Tocca alla politica, quindi?

«La sua azione è fondamentale. Lì dove c’erano i sindaci, credo che debbano esserci oggi i presidenti di Regione. Friuli Venezia Giulia e Veneto hanno governatori che hanno dimostrato capacità sia politiche che di governo e mostrano una visione convergente. Va coinvolto il Trentino Alto Adige e ci si può riuscire, visto che anche la Provincia di Trento ha una giunta di centrodestra».

Lei rispolvererebbe pure la “sua” Euroregione?

«Nessun dubbio. Coinvolgere Carinzia, Slovenia, le due Regioni dell’Istria e della Regione Litoranea-Montana darebbe più significato al progetto del Nord Est e potrebbe aumentare le probabilità di successo».

C’è un’architettura istituzionale possibile per tutto questo?

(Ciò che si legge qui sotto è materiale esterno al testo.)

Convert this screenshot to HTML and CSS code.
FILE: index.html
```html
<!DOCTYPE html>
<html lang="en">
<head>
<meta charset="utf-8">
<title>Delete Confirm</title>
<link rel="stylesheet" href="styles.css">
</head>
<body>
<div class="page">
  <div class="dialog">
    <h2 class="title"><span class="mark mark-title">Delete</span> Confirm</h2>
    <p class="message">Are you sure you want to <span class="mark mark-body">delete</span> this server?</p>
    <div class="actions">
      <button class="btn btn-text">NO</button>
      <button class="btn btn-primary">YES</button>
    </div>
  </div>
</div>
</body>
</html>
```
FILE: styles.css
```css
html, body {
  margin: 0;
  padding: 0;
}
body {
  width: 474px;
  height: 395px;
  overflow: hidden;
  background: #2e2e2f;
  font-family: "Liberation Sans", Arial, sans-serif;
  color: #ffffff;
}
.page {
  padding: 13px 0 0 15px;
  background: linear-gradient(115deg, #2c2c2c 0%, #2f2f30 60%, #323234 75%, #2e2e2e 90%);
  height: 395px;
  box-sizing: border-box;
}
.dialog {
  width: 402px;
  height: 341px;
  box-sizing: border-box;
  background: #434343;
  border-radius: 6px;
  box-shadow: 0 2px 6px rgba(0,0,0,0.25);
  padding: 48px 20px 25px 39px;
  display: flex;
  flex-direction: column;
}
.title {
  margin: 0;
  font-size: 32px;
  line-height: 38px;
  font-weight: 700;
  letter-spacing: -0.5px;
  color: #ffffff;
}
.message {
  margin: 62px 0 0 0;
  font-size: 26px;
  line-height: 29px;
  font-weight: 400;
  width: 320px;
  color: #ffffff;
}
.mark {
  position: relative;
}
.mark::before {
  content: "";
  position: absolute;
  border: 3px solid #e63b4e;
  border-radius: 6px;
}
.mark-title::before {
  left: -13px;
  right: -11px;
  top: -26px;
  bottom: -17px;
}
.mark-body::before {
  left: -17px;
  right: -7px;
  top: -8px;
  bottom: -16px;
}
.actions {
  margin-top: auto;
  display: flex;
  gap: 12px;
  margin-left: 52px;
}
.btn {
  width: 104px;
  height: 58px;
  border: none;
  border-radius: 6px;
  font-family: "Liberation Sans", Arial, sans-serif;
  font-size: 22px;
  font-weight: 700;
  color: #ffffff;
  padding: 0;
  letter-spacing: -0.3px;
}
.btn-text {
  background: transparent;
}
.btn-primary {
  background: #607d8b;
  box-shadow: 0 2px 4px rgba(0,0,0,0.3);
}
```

«Se il Veneto riuscirà a portare avanti un processo di autonomia, il modello da seguirà sarà più simile a quello del Friuli Venezia Giulia che non a quello del Trentino Alto Adige. A quel punto ci potrebbero essere iniziative comuni tra le tre Regioni per acquisire ulteriori elementi di autonomia».

Quali?

«Ne cito uno, l’educazione, per la cui gestione sul territorio la nostra Regione si è impegnata negli ultimi anni. Ma penso anche alle infrastrutture. Finché un’amministrazione da sola si muoverà per chiedere all’Unione europea maggiori investimenti per realizzare una nuova linea ferroviaria ad alta velocità in Slovenia, si continuerà ad andare a Budapest passando per Tarvisio e i tunnel austriaci: un’assurdità. Ma se le Regioni del Nord Est spiegassero che quella tratta interessa molto più all’Europa che non alla Slovenia, che potrebbe contare sull’unica fermata di Lubiana e, per questo, non ha nemmeno elettrificato la linea tra Maribor e il confine ungherese, le cose cambierebbero».

Qual è il comun denominatore sociale dei nordestini?

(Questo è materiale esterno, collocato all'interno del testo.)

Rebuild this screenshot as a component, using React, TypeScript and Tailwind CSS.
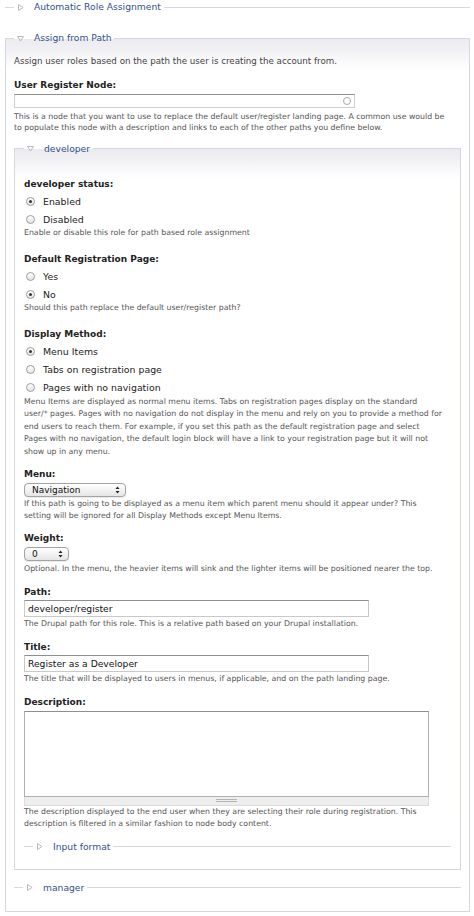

«Sono territori in qualche modo ancora legati alla Chiesa cattolica, più che altrove. Oltre alla guida politica, dunque, anche quella spirituale ha un impatto sulla popolazione. Non a caso c’è una chiara propensione alle attività benefiche, di volontariato. E così anche all’accoglienza. L’immigrazione è mal gestita o nemmeno gestita da trent’anni e la responsabilità dei governi, mancati clamorosamente nell’inserimento di chi ormai si trovava all’interno dei confini, è fuori discussione. Eppure, nonostante l’assenza della politica, queste terre manifestano apertura e disponibilità che da altre parti non si vedono».

Come superare invece le divisioni della classe dirigente, i campanilismi, le invidie, le alleanze tra coppie di territori per isolare qualcun altro?

«Ultimamente si è mossa più l’economia che la politica. Posso auspicare che, visto l’attivismo degli imprenditori, sia arrivato il momento proprio della politica. Quando l’interesse si sposta a livello superiore, i conflitti locali in genere si stemperano. Il progetto Nord Est spegnerebbe malumori e rivalità».